Researchers studied the HR records and health claim records of nearly 5,000 people across 26 Alcoa manufacturing locations who were employed by the company for at least one continuous year between 1996 and 2013.
They labeled health events of individuals and categorized them into six "clusters" of chronic diseases — asthma, arthritis, diabetes, depression, ischemic heart disease, and hypertension.
Interestingly, they found that workers who fell into the hypertension and/or arthritis clusters were more likely than others to retire later, not earlier. They theorized it was because of their employer-sponsored health insurance, which likely helped them manage the conditions as well as provided an incentive to continue working to have health insurance to manage them.
They also found this: "the state of an individual's health state at retirement is the result of a cumulative process of deteriorating health across the entire span of adulthood." That is, it's important to look at not just "health shocks," which of late have been more studied and publicized, but ongoing mid-life and pre-retirement health of workers as well.
They also categorized jobs by job demands, using experts from the plants to rate the jobs. They found that there was a link between job demands and retirement, even after accounting for health. Two factors seemed to be the cause: "increases in exposure to heat" and "less decision-making autonomy."

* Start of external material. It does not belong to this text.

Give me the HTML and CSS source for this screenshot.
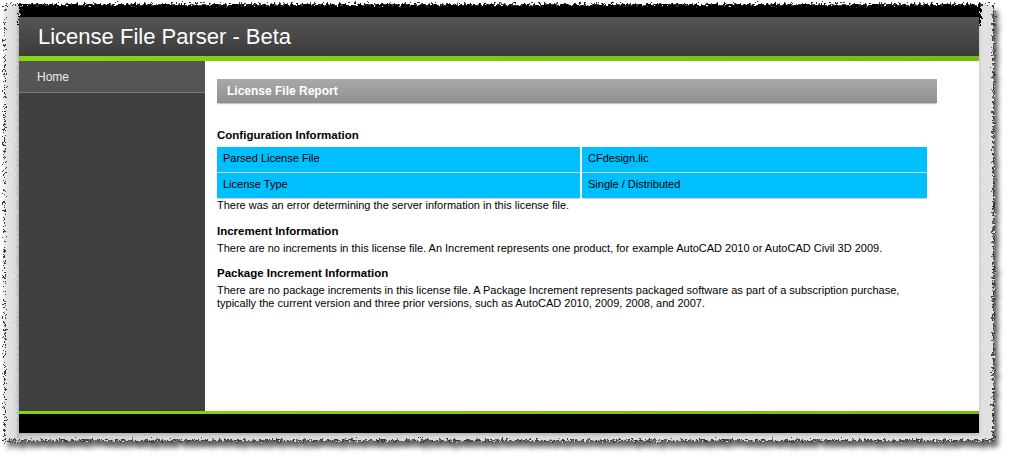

The takeaways from the study for employers are that not only do workers have a strong incentive to work longer if they can sustain access to retirement pensions and health insurance, but they may be able to stay on the job longer if they have access to care that can decrease the prevalence of, or help in management of, hypertension and arthritis.
In addition, if jobs that expose workers to excess heat can be changed, perhaps along with other physically demanding factors, so that heat is not such a major factor, workers may be able to continue to work longer—and if workers are provided with more autonomy in on-the-job decision-making processes, they likewise might be encouraged to stay on the job later rather than choosing earlier retirement.